With the release of the People's Speech Dataset and the MSWC, the hope is that more developers will be able to build their own speech recognition systems with fewer budgetary and logistical constraints than previously, according to Keith Achorn. Achorn, a machine learning engineer at Intel, is one of the researchers who's overseen the curation of the People's Speech Dataset and the MSWC over the past several years.

"Modern machine learning models rely on vast quantities of data to train. Both 'The People’s Speech' and 'MSWC' are among the largest datasets in their respective classes. MSWC is of particular interest for its inclusion of 50 languages," Achorn told VentureBeat via email. "In our research, most of these 50 languages had no keyword-spotting speech datasets publicly available until now, and even those which did had very limited vocabularies."

Open-sourcing speech tooling

Starting in 2018, a working group formed under the auspices of MLCommons to identify and chart the 50 most-used languages in the world into a single dataset -- and figure out a way to make the dataset useful. Members of the team came from Harvard and the University of Michigan as well as Alibaba, Oracle, Google, Baidu, Intel, and others.

The researchers who put the dataset together were an international group hailing from the U.S., South America, and China. They met weekly for several years via conference call, each bringing a particular expertise to the project.

The project eventually spawned two datasets instead of one -- the People's Speech Dataset and the MSWC -- which are individually detailed in whitepapers being presented this week at the annual Conference on Neural Information Processing Systems (NeurIPS). The People's Speech Dataset targets speech recognition tasks, while MSWC involves keyword spotting, which deals with the identification of keywords (e.g., "OK, Google," "Hey, Siri") in recordings.

People's Speech Dataset versus MSWC

The People's Speech Dataset involves over 30,000 hours of supervised conversational audio released under a Creative Commons license, which can be used to create the kind of voice recognition models powering voice assistants and transcription software.
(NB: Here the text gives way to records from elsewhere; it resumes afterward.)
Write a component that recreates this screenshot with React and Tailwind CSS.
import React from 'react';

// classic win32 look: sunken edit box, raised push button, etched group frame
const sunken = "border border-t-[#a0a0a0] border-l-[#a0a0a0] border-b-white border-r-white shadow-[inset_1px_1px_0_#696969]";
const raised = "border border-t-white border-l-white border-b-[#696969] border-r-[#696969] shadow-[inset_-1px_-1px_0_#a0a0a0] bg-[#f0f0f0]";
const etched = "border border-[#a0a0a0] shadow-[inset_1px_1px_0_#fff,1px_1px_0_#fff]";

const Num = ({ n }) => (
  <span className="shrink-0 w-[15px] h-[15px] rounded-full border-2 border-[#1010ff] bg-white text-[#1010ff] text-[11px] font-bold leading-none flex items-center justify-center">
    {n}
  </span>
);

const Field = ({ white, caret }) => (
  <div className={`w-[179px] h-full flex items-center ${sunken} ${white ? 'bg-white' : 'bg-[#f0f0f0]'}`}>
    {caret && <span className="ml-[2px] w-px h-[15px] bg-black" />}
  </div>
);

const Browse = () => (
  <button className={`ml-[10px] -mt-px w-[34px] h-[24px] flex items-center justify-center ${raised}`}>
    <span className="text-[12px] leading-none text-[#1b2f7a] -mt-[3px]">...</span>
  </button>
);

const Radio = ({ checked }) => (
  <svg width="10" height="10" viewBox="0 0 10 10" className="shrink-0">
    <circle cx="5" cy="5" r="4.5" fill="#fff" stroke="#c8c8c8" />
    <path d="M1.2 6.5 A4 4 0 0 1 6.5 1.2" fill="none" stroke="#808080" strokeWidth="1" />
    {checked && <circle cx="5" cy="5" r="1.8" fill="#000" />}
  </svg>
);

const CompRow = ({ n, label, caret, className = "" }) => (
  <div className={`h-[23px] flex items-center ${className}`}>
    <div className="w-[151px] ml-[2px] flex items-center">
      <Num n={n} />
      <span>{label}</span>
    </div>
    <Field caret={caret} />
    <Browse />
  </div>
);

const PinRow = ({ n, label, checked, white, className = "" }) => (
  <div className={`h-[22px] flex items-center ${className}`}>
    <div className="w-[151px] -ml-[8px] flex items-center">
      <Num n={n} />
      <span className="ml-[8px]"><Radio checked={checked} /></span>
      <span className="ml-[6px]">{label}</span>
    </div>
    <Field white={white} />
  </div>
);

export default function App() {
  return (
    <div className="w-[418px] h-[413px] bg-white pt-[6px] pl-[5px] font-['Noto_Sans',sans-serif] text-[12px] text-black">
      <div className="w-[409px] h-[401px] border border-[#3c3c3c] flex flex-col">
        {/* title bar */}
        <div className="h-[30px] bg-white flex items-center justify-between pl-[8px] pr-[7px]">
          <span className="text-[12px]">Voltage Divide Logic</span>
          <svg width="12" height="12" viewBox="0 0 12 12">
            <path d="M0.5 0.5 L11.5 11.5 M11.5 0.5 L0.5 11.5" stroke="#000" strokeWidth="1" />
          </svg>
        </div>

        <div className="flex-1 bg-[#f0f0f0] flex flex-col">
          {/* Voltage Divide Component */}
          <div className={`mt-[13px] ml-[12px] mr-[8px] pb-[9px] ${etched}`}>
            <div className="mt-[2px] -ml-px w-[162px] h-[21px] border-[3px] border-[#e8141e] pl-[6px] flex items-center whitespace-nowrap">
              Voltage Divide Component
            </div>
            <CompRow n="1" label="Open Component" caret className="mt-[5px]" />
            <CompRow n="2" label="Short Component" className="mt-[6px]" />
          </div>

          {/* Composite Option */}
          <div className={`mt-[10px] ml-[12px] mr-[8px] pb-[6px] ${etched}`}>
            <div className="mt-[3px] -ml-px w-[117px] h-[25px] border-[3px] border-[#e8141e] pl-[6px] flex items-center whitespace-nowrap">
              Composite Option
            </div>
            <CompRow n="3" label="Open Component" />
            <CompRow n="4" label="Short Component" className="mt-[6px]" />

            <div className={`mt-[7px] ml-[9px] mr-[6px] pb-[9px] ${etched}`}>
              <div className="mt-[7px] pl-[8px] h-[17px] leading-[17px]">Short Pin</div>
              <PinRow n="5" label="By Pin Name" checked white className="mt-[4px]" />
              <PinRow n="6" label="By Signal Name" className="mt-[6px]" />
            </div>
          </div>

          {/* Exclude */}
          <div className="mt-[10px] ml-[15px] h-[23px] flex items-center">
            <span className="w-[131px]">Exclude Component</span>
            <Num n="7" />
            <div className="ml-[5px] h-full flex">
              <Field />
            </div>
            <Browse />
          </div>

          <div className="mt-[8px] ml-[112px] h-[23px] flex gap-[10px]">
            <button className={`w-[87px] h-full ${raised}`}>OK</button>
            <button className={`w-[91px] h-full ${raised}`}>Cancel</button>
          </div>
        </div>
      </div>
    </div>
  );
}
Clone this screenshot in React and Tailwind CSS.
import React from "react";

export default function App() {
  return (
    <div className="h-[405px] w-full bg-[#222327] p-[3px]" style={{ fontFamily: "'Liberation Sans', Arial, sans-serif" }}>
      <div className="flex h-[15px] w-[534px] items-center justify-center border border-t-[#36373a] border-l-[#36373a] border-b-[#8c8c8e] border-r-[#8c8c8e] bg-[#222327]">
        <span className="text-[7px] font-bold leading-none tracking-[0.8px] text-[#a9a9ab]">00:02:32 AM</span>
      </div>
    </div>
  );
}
On the other hand, MSWC -- which has more than 340,000 keywords with upwards of 23.4 million examples, spanning languages spoken by over 5 billion people -- is designed for applications like call centers and smart devices.

Previous speech datasets relied on manual efforts to collect and verify thousands of examples for individual keywords, and were commonly restricted to a single language. Moreover, these datasets didn't leverage "diverse speech," meaning that they poorly represented a natural environment -- lacking accuracy-boosting variables like background noise, informal speech patterns, and a mixture of recording equipment.
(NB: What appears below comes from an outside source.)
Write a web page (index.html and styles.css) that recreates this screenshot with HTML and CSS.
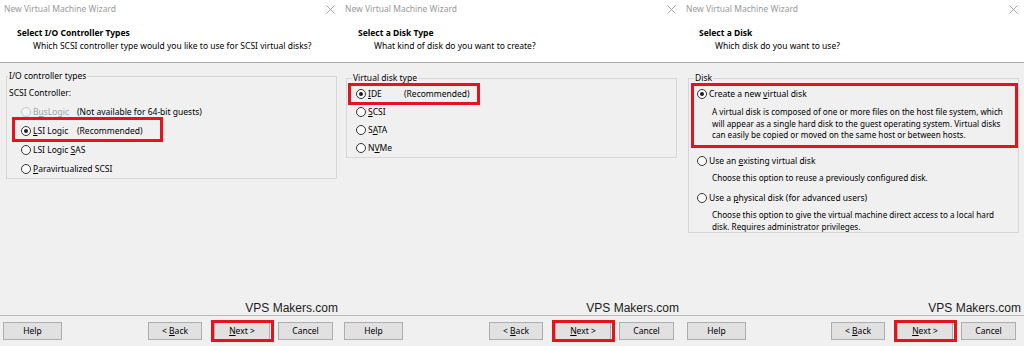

Both the People's Speech Dataset and the MSWC also have permissive licensing terms, including commercial use, which stands in contrast to many speech training libraries. Datasets typically either fail to formalize their licenses, relying on end-users to take responsibility, or are restrictive in the sense that they prohibit use in products bound for the open market.

"The working group envisioned several use cases during the development process. However, we are also aware that these spoken word datasets may find further use by models and systems we did not yet envision," Achorn continued. "As both datasets continue to grow and develop under the direction of MLCommons, we are seeking additional sources of high-quality and diverse speech data. Finding sources which comply with our open licensing terms makes this more challenging, especially for non-English languages. On a more technical level, our pipeline uses forced alignment to match speech audio with transcript text. Although methods were devised to compensate for mixed transcript quality, improving accuracy comes at a cost to the quantity of data."

Open source trend

The People's Speech Dataset complements the Mozilla Foundation's Common Voice, another of the largest speech datasets in the world, with more than 9,000 hours of voice data in 60 different languages. In a sign of growing interest in the field, Nvidia recently announced that it would invest $1.5 million in Common Voice to engage more communities and volunteers and support the hiring of new staff.
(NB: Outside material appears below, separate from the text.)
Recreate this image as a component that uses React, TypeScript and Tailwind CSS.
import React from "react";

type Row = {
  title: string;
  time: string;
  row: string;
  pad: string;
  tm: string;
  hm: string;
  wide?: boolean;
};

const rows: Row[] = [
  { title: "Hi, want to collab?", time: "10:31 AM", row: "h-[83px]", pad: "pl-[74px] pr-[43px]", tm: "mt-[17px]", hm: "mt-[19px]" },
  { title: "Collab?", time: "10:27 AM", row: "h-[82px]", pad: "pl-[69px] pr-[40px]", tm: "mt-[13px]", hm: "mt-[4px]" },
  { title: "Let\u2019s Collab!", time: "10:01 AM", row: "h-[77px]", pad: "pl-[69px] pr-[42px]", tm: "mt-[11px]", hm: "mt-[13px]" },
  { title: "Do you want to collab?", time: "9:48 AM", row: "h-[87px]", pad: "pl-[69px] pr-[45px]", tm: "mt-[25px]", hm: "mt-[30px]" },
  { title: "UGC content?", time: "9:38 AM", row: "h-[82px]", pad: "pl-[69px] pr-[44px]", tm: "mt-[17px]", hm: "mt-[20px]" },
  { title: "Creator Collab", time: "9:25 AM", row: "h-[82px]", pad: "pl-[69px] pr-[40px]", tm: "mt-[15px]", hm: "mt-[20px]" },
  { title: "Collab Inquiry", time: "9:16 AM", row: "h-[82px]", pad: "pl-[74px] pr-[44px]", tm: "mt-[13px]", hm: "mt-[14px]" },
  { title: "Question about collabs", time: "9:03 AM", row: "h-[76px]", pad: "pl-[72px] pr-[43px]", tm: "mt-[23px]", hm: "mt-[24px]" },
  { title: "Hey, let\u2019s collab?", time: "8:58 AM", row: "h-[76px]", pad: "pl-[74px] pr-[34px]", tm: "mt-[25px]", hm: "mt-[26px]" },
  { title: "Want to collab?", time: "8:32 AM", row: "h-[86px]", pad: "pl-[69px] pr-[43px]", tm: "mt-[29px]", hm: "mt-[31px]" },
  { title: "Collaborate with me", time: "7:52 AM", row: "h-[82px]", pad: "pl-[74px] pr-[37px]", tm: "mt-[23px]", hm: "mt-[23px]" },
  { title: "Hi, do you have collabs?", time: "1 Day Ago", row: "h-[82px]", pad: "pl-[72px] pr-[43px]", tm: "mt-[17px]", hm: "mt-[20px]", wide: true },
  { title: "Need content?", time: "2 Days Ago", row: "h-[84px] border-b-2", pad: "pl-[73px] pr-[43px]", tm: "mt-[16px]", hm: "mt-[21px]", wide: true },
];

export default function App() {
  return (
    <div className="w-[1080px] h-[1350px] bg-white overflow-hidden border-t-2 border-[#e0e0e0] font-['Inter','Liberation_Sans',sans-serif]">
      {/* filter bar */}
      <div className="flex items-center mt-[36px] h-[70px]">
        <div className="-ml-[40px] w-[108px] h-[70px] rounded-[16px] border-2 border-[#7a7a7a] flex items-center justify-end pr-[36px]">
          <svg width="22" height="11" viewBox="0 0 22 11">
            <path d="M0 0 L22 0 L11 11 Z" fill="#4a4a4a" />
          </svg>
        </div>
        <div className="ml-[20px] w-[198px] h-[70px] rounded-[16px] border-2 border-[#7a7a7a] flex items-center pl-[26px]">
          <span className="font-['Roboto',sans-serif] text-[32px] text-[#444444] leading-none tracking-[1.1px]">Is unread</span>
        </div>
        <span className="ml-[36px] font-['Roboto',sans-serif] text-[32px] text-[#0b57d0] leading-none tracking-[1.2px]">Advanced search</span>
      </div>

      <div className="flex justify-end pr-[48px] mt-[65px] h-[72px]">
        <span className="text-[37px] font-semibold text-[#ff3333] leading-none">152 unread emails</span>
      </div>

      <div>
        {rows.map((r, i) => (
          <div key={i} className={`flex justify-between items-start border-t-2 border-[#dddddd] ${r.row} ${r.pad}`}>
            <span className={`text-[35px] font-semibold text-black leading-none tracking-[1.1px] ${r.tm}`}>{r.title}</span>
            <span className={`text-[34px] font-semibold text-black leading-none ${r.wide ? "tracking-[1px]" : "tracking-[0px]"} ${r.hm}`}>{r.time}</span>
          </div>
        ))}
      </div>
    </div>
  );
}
Recently, voice technology has surged in adoption among enterprises in particular, with 68% of companies reporting they have a voice technology strategy in place, according to Speechmatics -- an 18% increase from 2019. And among the companies that don't, 60% plan to in the next five years.

Building datasets for speech recognition remains a labor-intensive pursuit, but one promising approach coming into wider use is unsupervised learning, which could cut down on the need for bespoke training libraries. Traditional speech recognition systems require examples of speech labeled to indicate what's being said, but unsupervised systems can learn without labels by picking up on subtle relationships within the training data.

Researchers at Guinea-based tech accelerator GNCode and Stanford have experimented with using radio archives in creating unsupervised systems for "low-resource" languages, particularly Maninka, Pular, and Susu in the Niger Congo family. A team at MLCommons called 1000 Words in 1000 Languages is creating a pipeline that can take any recorded speech and automatically generate clips to train compact speech recognition models. Separately, Facebook has developed a system, dubbed Wave2vec-U, that can learn to recognize speech from unlabeled data.